External pressures like these further emphasize why resilience must function in everyday operations, not only in moments of disruption — and why clinical supply must remain actively engaged across the full value chain.
Clinical Supply at the Forefront
In the end, contrary to the claim that invisibility is clinical supply’s superpower, it is the ability to translate strategy into coordinated execution that truly stands at the forefront. Through this integration, clinical supply continuously drives resilience rather than operating as a downstream function. As Mazzei reminds us, the ultimate measure remains simple: “The most important thing is to keep the patient at the center.”

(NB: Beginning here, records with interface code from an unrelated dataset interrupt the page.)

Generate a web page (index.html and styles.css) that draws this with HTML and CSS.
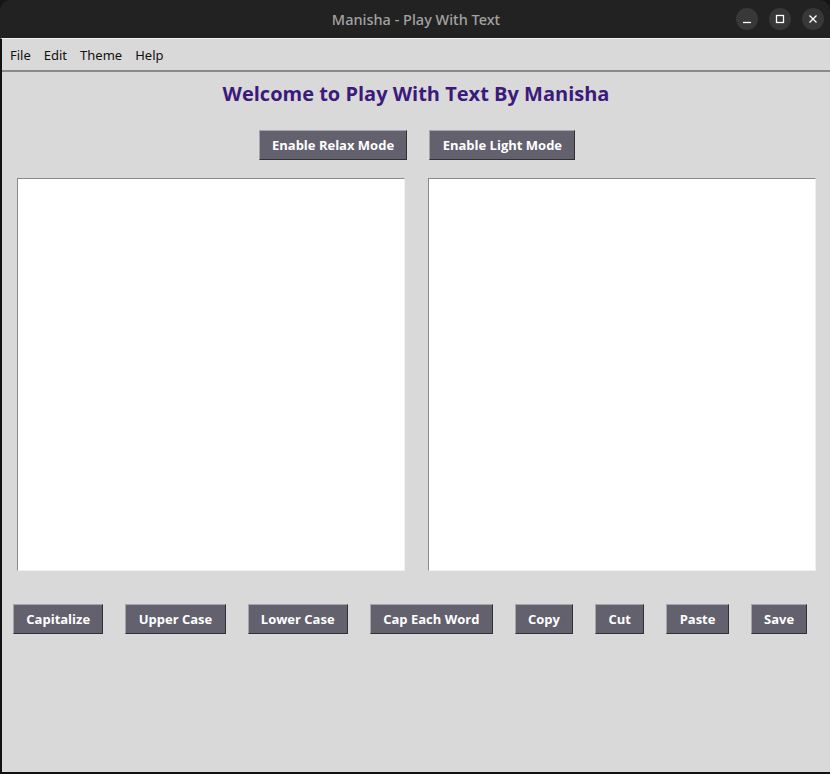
FILE: index.html
```html
<!DOCTYPE html>
<html>
<head>
<meta charset="utf-8">
<link rel="stylesheet" href="styles.css">
</head>
<body>
<div class="window">
  <div class="titlebar">
    <span class="title">Manisha - Play With Text</span>
    <div class="controls">
      <span class="ctl"><svg width="10" height="10" viewBox="0 0 10 10"><path d="M1 8.5H9" stroke="#fff" stroke-width="1.3"/></svg></span>
      <span class="ctl"><svg width="10" height="10" viewBox="0 0 10 10"><rect x="1.5" y="1.5" width="7" height="7" fill="none" stroke="#fff" stroke-width="1.3"/></svg></span>
      <span class="ctl"><svg width="10" height="10" viewBox="0 0 10 10"><path d="M1.5 1.5L8.5 8.5M8.5 1.5L1.5 8.5" stroke="#fff" stroke-width="1.3"/></svg></span>
    </div>
  </div>
  <div class="content">
    <div class="menubar">
      <span class="menu">File</span>
      <span class="menu">Edit</span>
      <span class="menu">Theme</span>
      <span class="menu">Help</span>
    </div>
    <h1 class="heading">Welcome to Play With Text By Manisha</h1>
    <div class="mode-row">
      <button class="btn">Enable Relax Mode</button>
      <button class="btn">Enable Light Mode</button>
    </div>
    <div class="editors">
      <textarea class="editor"></textarea>
      <textarea class="editor"></textarea>
    </div>
    <div class="actions">
      <button class="btn">Capitalize</button>
      <button class="btn">Upper Case</button>
      <button class="btn">Lower Case</button>
      <button class="btn">Cap Each Word</button>
      <button class="btn">Copy</button>
      <button class="btn">Cut</button>
      <button class="btn">Paste</button>
      <button class="btn">Save</button>
    </div>
  </div>
</div>
</body>
</html>
```
FILE: styles.css
```css
* { box-sizing: border-box; }
html, body {
  margin: 0;
  padding: 0;
  background: #151515;
  width: 830px;
  height: 774px;
  overflow: hidden;
}
.window {
  width: 830px;
  height: 774px;
  display: flex;
  flex-direction: column;
}
.titlebar {
  height: 38px;
  background: #222222;
  border-radius: 10px 10px 0 0;
  position: relative;
  display: flex;
  align-items: center;
  justify-content: center;
  flex-shrink: 0;
}
.title {
  font-family: "Noto Sans", sans-serif;
  font-size: 14.5px;
  font-weight: 500;
  color: #a3a3a3;
  margin-left: 2px;
}
.controls {
  position: absolute;
  right: 6px;
  top: 8px;
  display: flex;
  gap: 11px;
}
.ctl {
  width: 22px;
  height: 22px;
  border-radius: 50%;
  background: #383838;
  display: flex;
  align-items: center;
  justify-content: center;
}
.content {
  flex: 1;
  background: #d9d9d9;
  border-left: 2px solid #111;
  border-bottom: 2px solid #111;
  border-top: 1px solid #f2f2f2;
  display: flex;
  flex-direction: column;
}
.menubar {
  height: 33px;
  border-bottom: 2px solid #8a8a8a;
  display: flex;
  align-items: center;
  padding-left: 8px;
  flex-shrink: 0;
}
.menu {
  font-family: "Noto Sans", sans-serif;
  font-size: 13px;
  color: #111;
  margin-right: 13px;
  padding-top: 1px;
}
.heading {
  margin: 8px 0 0 0;
  height: 28px;
  line-height: 28px;
  text-align: center;
  font-family: "Open Sans", "Noto Sans", sans-serif;
  font-weight: 700;
  font-size: 20px;
  color: #3b1a7c;
}
.mode-row {
  margin-top: 22px;
  display: flex;
  justify-content: center;
  gap: 22px;
  padding-left: 2px;
}
.btn {
  flex-shrink: 0;
  white-space: nowrap;
  height: 30px;
  padding: 0 12.3px;
  background: #63616e;
  color: #ffffff;
  font-family: "Open Sans", "Noto Sans", sans-serif;
  font-weight: 700;
  font-size: 13px;
  border: 1px solid;
  border-color: #a6a5ad #2f2f34 #2f2f34 #a6a5ad;
  border-radius: 0;
  margin: 0;
  line-height: 28px;
}
.editors {
  margin-top: 18px;
  display: flex;
  gap: 23px;
  padding-left: 15px;
}
.editor {
  width: 388px;
  height: 393px;
  background: #ffffff;
  border: 1px solid;
  border-color: #8a8a8a #f0f0f0 #f0f0f0 #8a8a8a;
  resize: none;
  margin: 0;
  padding: 0;
  outline: none;
}
.actions {
  margin-top: 33px;
  display: flex;
  gap: 22px;
  padding-left: 11px;
}
```
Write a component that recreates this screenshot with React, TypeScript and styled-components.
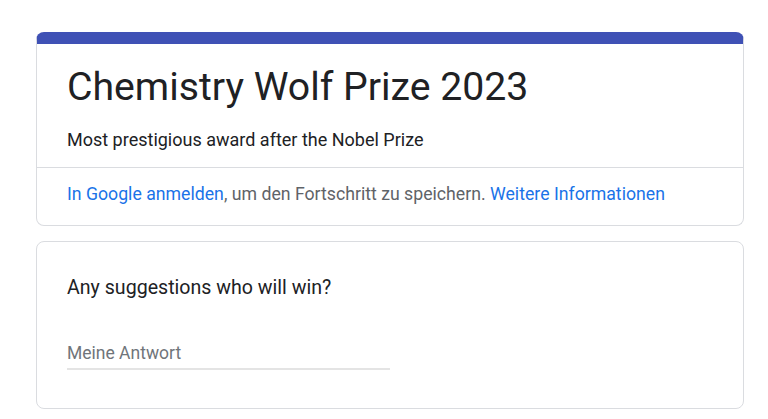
import styled, { createGlobalStyle } from 'styled-components'

const GlobalStyle = createGlobalStyle`
  body {
    margin: 0;
    background: #fff;
    font-family: Roboto, 'Liberation Sans', Arial, sans-serif;
    color: #202124;
  }
`

const Page = styled.div`
  display: flex;
  flex-direction: column;
  gap: 15px;
  width: 708px;
  padding: 32px 0 0 36px;
`

const Card = styled.section<{ accent?: boolean }>`
  box-sizing: border-box;
  background: #fff;
  border: 1px solid #dadce0;
  border-radius: 8px;
  overflow: hidden;
  ${(p) => (p.accent ? 'border-top: 12px solid #3f51b5;' : '')}
`

const Header = styled.div`
  padding: 19px 30px 15px;
`

const Title = styled.h1`
  margin: 0;
  font-size: 39.2px;
  font-weight: 400;
  line-height: 48px;
  color: #202124;
`

const Description = styled.div`
  margin-top: 17px;
  font-size: 18px;
  line-height: 24px;
  color: #202124;
`

const Notice = styled.div`
  border-top: 1px solid #dadce0;
  padding: 14px 30px 19px;
  font-size: 17.7px;
  line-height: 24px;
  color: #5f6368;
`

const Link = styled.a`
  color: #1a73e8;
  text-decoration: none;
`

const Question = styled.div`
  padding: 33px 30px 38px;
`

const QuestionTitle = styled.div`
  font-size: 19.6px;
  line-height: 26px;
  color: #202124;
`

const Answer = styled.div`
  margin-top: 41px;
  width: 323px;
  padding-bottom: 4px;
  border-bottom: 2px solid #e4e4e4;
  font-size: 17.5px;
  line-height: 22px;
  color: #70757a;
`

export default function App() {
  return (
    <>
      <GlobalStyle />
      <Page>
        <Card accent>
          <Header>
            <Title>Chemistry Wolf Prize 2023</Title>
            <Description>Most prestigious award after the Nobel Prize</Description>
          </Header>
          <Notice>
            <Link href="#">In Google anmelden</Link>, um den Fortschritt zu speichern.{' '}
            <Link href="#">Weitere Informationen</Link>
          </Notice>
        </Card>
        <Card>
          <Question>
            <QuestionTitle>Any suggestions who will win?</QuestionTitle>
            <Answer>Meine Antwort</Answer>
          </Question>
        </Card>
      </Page>
    </>
  )
}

Francisco Mazzei is a clinical research leader with more than 25 years of experience driving innovation across the pharmaceutical and life sciences industry. As Director of Global Clinical Supplies FSP Solutions at Thermo Fisher Scientific, he partners with sponsors to deliver Phase I–III studies with a strong focus on quality, compliance, and operational excellence — always with patients and society at the center, aiming to improve quality of life and create meaningful impact. Recognized as a business transformation agent, Francisco has led and enabled solutions across a broad range of areas, including systems, manufacturing and laboratory operations, supply chain and logistics, clinical operations, regulatory and compliance, and market launch and access. Francisco holds a professional degree in Pharmacy & Chemistry at the University of Concepción, Chile, and an MBA in International Business at Gabriela Mistral University, Chile.